In Variety, Emanuel Levy called it "sharply observed, if a tad too earnest" and added, "Though screenplay betrays its theatrical origins, Simon resists the temptation to construct the women as broad types . . . [and] to emulate her famous father (Neil Simon) in his younger years, eschewing one-liners in favor of humor that stems directly from the intensely dramatic interactions.
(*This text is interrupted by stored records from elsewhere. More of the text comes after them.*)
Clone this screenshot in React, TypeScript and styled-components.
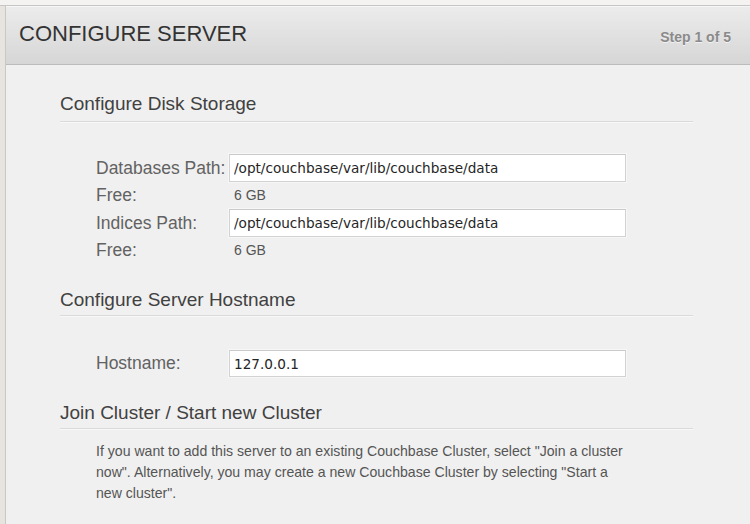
import React from "react";
import styled, { createGlobalStyle } from "styled-components";

const GlobalStyle = createGlobalStyle`
  html, body {
    margin: 0;
    padding: 0;
    background: #f4f3f1;
    font-family: "Liberation Sans", Arial, sans-serif;
  }
  * { box-sizing: border-box; }
`;

const TopStrip = styled.div`
  height: 6px;
  background: #f4f3f1;
  border-bottom: 1px solid #c6c6c6;
`;

const Frame = styled.div`
  display: flex;
  min-height: 518px;
`;

const SideStrip = styled.div`
  width: 6px;
  flex: none;
  background: #e7e4df;
  border-right: 1px solid #cbc8c3;
`;

const Panel = styled.div`
  flex: 1;
  background: #f0f0f0;
  display: flex;
  flex-direction: column;
`;

const Header = styled.header`
  height: 59px;
  display: flex;
  align-items: baseline;
  justify-content: space-between;
  padding: 17px 19px 0 13px;
  background: linear-gradient(#ececec 0%, #e2e2e2 45%, #d6d6d6 100%);
  border-bottom: 1px solid #bcbcbc;
  box-shadow: inset 0 1px 0 #f6f6f6;
`;

const Title = styled.h1`
  margin: 0;
  font-size: 22px;
  line-height: 22px;
  font-weight: normal;
  color: #333;
`;

const StepText = styled.span`
  font-size: 14px;
  line-height: 14px;
  font-weight: bold;
  color: #8a8a8a;
  text-shadow: 0 1px 0 #f2f2f2;
  position: relative;
  top: 1px;
`;

const Body = styled.main`
  padding: 0 0 0 54px;
`;

const Section = styled.section`
  width: 633px;
`;

const SectionTitle = styled.h2<{ $gap: number; $pad: number }>`
  margin: ${(p) => p.$gap}px 0 0;
  padding-bottom: ${(p) => p.$pad}px;
  font-size: 19px;
  line-height: 24px;
  font-weight: normal;
  color: #414141;
  border-bottom: 1px solid #dadada;
  box-shadow: 0 1px 0 #f8f8f8;
`;

const Form = styled.div<{ $top: number }>`
  margin-top: ${(p) => p.$top}px;
  padding-left: 36px;
  display: grid;
  grid-template-columns: 133px 397px;
`;

const Label = styled.div<{ $h: number }>`
  height: ${(p) => p.$h}px;
  line-height: ${(p) => p.$h}px;
  font-size: 17.5px;
  color: #626262;
  white-space: nowrap;
`;

const Value = styled.div<{ $h: number }>`
  height: ${(p) => p.$h}px;
  line-height: ${(p) => p.$h}px;
  font-size: 14px;
  color: #555;
  padding-left: 5px;
`;

const TextInput = styled.input<{ $h: number }>`
  display: block;
  width: 397px;
  height: ${(p) => p.$h}px;
  margin: 0;
  padding: 0 4px;
  border: 1px solid #d2d2d2;
  border-top-color: #cacaca;
  background: #fff;
  font-family: "DejaVu Sans", sans-serif;
  font-size: 13.6px;
  color: #252525;
  outline: none;
  box-shadow: 0 0 0 1px #f7f7f7;
`;

const Paragraph = styled.p`
  margin: 12px 0 0 36px;
  width: 530px;
  font-size: 14.1px;
  line-height: 21px;
  color: #555;
`;

export default function App() {
  return (
    <>
      <GlobalStyle />
      <TopStrip />
      <Frame>
        <SideStrip />
        <Panel>
          <Header>
            <Title>CONFIGURE SERVER</Title>
            <StepText>Step 1 of 5</StepText>
          </Header>
          <Body>
            <Section>
              <SectionTitle $gap={27} $pad={5}>Configure Disk Storage</SectionTitle>
              <Form $top={32}>
                <Label $h={28}>Databases Path:</Label>
                <TextInput $h={28} defaultValue="/opt/couchbase/var/lib/couchbase/data" />
                <Label $h={27}>Free:</Label>
                <Value $h={27}>6 GB</Value>
                <Label $h={28}>Indices Path:</Label>
                <TextInput $h={28} defaultValue="/opt/couchbase/var/lib/couchbase/data" />
                <Label $h={27}>Free:</Label>
                <Value $h={27}>6 GB</Value>
              </Form>
            </Section>
            <Section>
              <SectionTitle $gap={24} $pad={3}>Configure Server Hostname</SectionTitle>
              <Form $top={34}>
                <Label $h={27}>Hostname:</Label>
                <TextInput $h={27} defaultValue="127.0.0.1" />
              </Form>
            </Section>
            <Section>
              <SectionTitle $gap={24} $pad={3}>Join Cluster / Start new Cluster</SectionTitle>
              <Paragraph>
                If you want to add this server to an existing Couchbase Cluster, select "Join a cluster
                now". Alternatively, you may create a new Couchbase Cluster by selecting "Start a new
                cluster".
              </Paragraph>
            </Section>
          </Body>
        </Panel>
      </Frame>
    </>
  );
}
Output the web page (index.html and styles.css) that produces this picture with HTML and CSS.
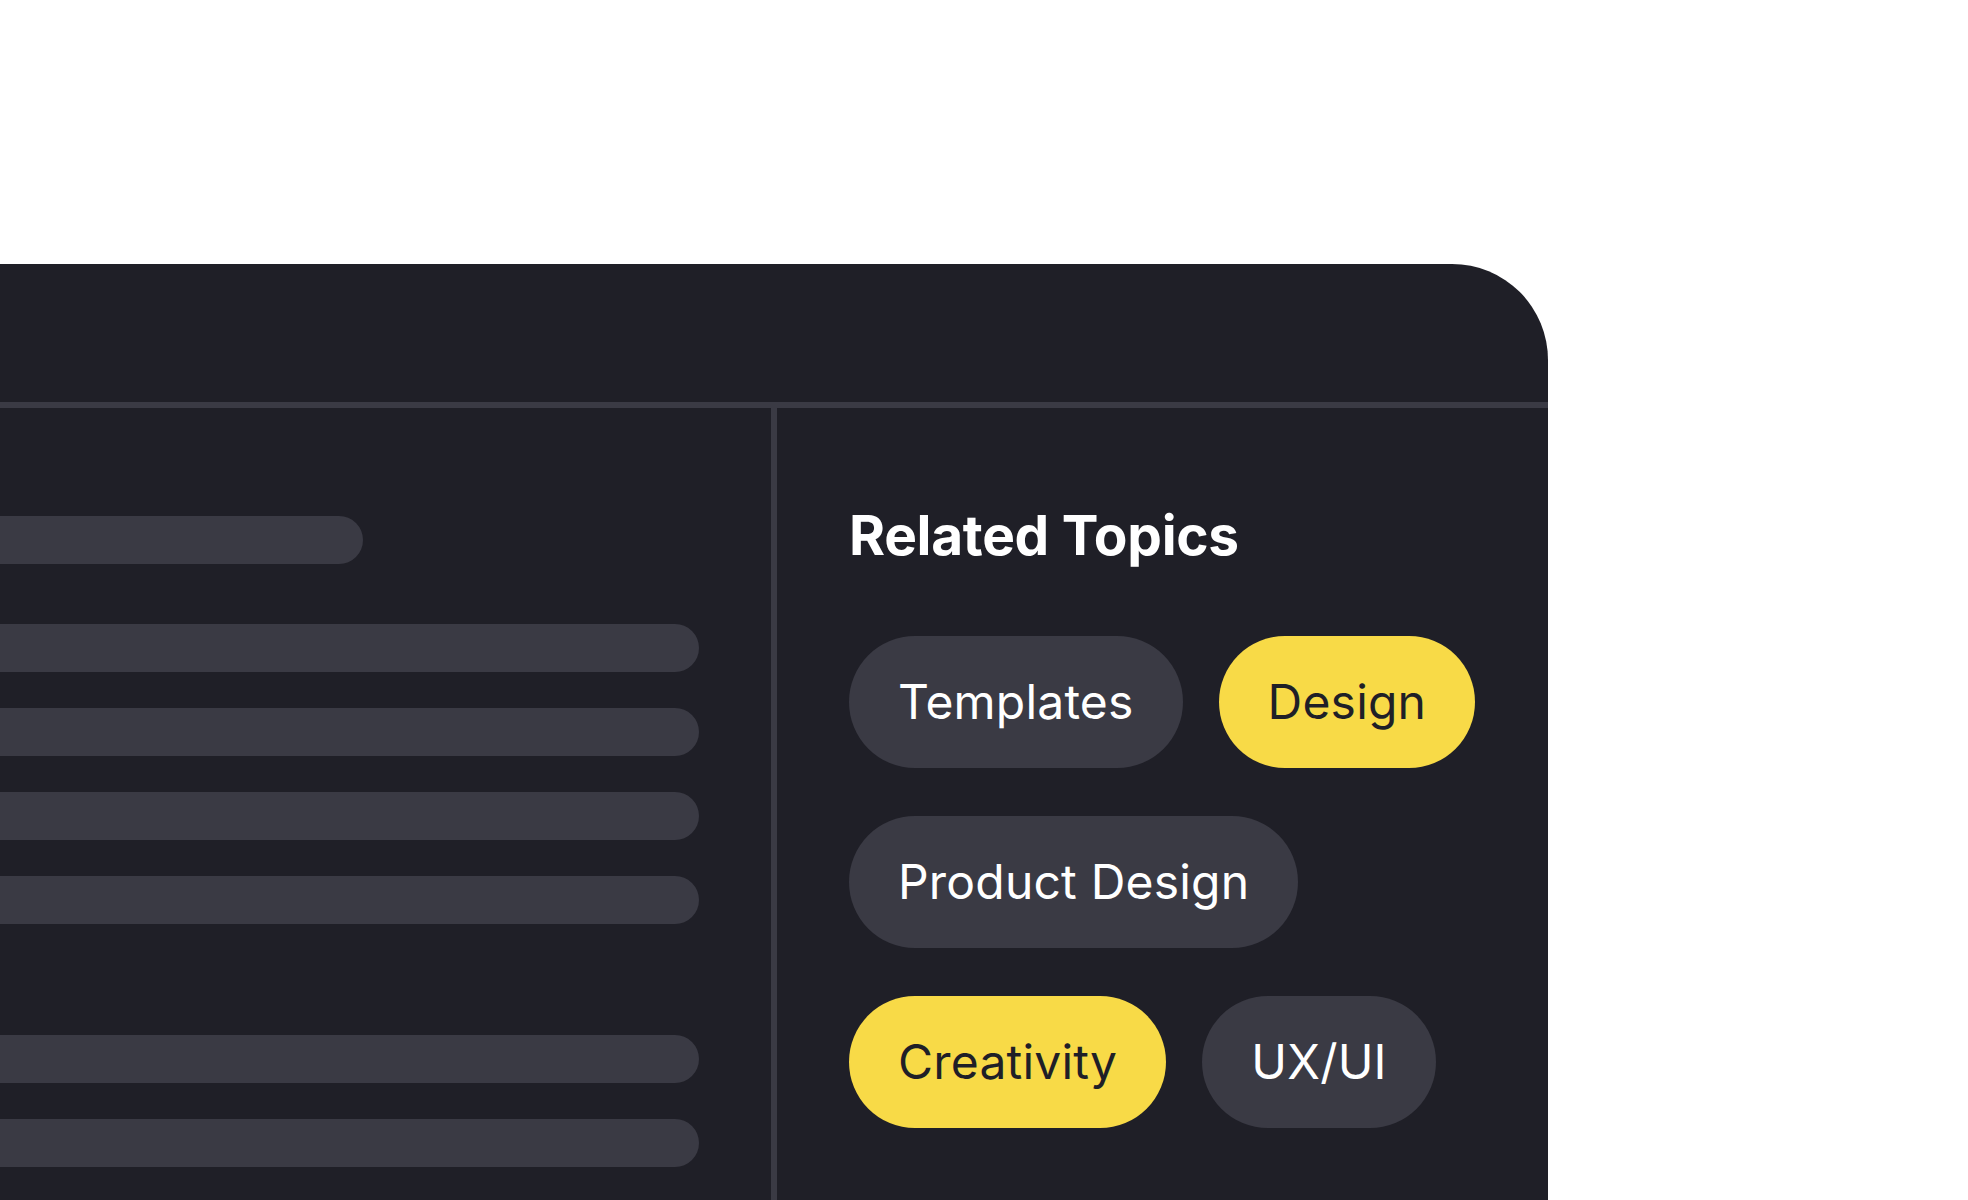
FILE: index.html
```html
<!DOCTYPE html>
<html lang="en">
<head>
    <meta charset="UTF-8">
    <meta name="viewport" content="width=device-width, initial-scale=1.0">
    <title>Related Topics</title>
    <link rel="stylesheet" href="styles.css">
</head>
<body>
    <div class="panel">
        <div class="panel-header"></div>

        <div class="panel-body">
            <div class="article">
                <div class="line short"></div>
                <div class="paragraph">
                    <div class="line"></div>
                    <div class="line"></div>
                    <div class="line"></div>
                    <div class="line"></div>
                </div>
                <div class="paragraph">
                    <div class="line"></div>
                    <div class="line"></div>
                </div>
            </div>

            <aside class="topics">
                <h2>Related Topics</h2>
                <div class="tags">
                    <span class="tag">Templates</span>
                    <span class="tag active">Design</span>
                    <span class="tag">Product Design</span>
                    <span class="tag active">Creativity</span>
                    <span class="tag">UX/UI</span>
                </div>
            </aside>
        </div>
    </div>
</body>
</html>
```

FILE: styles.css
```css
body {
    margin: 0;
    padding: 0;
    height: 1200px;
    overflow: hidden;
    background: #ffffff;
    font-family: Inter, "Noto Sans", sans-serif;
}

.panel {
    margin-top: 264px;
    margin-left: -100px;
    width: 1648px;
    height: 936px;
    overflow: hidden;
    background-color: #1f1f27;
    border-top-right-radius: 96px;
}

.panel-header {
    height: 138px;
    border-bottom: 6px solid #3a3a44;
}

.panel-body {
    display: flex;
    height: 792px;
}

.article {
    width: 799px;
    padding: 108px 72px 0 0;
    border-right: 6px solid #3a3a44;
    display: flex;
    flex-direction: column;
    align-items: flex-end;
    gap: 60px;
}

.paragraph {
    display: flex;
    flex-direction: column;
    gap: 36px;
    margin-bottom: 51px;
}

.line {
    width: 799px;
    height: 48px;
    flex-shrink: 0;
    border-radius: 24px;
    background-color: #3a3a44;
}

.line.short {
    width: 463px;
    align-self: flex-start;
}

.topics {
    flex: 1;
    padding: 94px 24px 0 72px;
}

.topics h2 {
    margin: 0 0 68px 0;
    font-size: 55px;
    line-height: 66px;
    font-weight: 700;
    color: #ffffff;
    letter-spacing: -0.3px;
}

.tags {
    display: flex;
    flex-wrap: wrap;
    gap: 48px 36px;
}

.tag {
    padding: 36px 49px;
    font-size: 48px;
    line-height: 60px;
    letter-spacing: 0.2px;
    border-radius: 66px;
    background-color: #3a3a44;
    color: #ffffff;
}

.tag.active {
    background-color: #f8da47;
    color: #1f1f27;
}
```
But tale's psychological bent drives Simon periodically to resort to an overly clinical, cathartic treatment, with artificially induced conflicts and resolutions . . . Nonetheless, all shortcomings are more than compensated for by the stunning quartet of thesps . . . These four actresses ignite the screen with so much power and charisma that one yearns for more ensemble scenes."

Peter Stack of the San Francisco Chronicle described it as "fitful, tritely amusing" and "filled with little but empty gestures, contrivance and jokes that fizzle." He added, "Still, the movie, for all its imploding moments and artificial dialogue, is surprisingly well-acted, its characters given a chance by director David Anspaugh to be vital, almost as if the actors went to extraordinary pains to overcome the lame script."

In The Washington Post, Desson Howe said the film "skitters somewhere between mildly diverting and lukewarm . . . a feel-good, comically mediocre also-ran . . . the kind of movie in which everyone takes a turn being terminally adorable."

Dennis King said the film "is just too, too precious" and a "self-indulgent movie".

Chris Hicks at Deseret News said "Attempts at cleverness are too clever, characters' quirky traits seem contrived and here the situations are just too obviously a writer's conceit."

Marjorie Baumgarten of The Austin Chronicle said: "Too many paths of emotional discovery are embarked upon without delivering any true sense of arrival or even destination."

Jeanne Aufmuth of Palo Alto Online said: "Four women--a widow (Elizabeth Perkins), a virgin (Gwyneth Paltrow), a divorcee (Kathleen Turner) and a wife (Whoopi Goldberg)--are bound loosely together by family and friendship, and although a husband's death, a neurotic young love and a crumbling marriage are thrown into the mix to stir things up a bit, the bonds that attach these women are never truly tested."

===Box office===
The film grossed $2,484,226 in the United States and Canada and $10 million worldwide.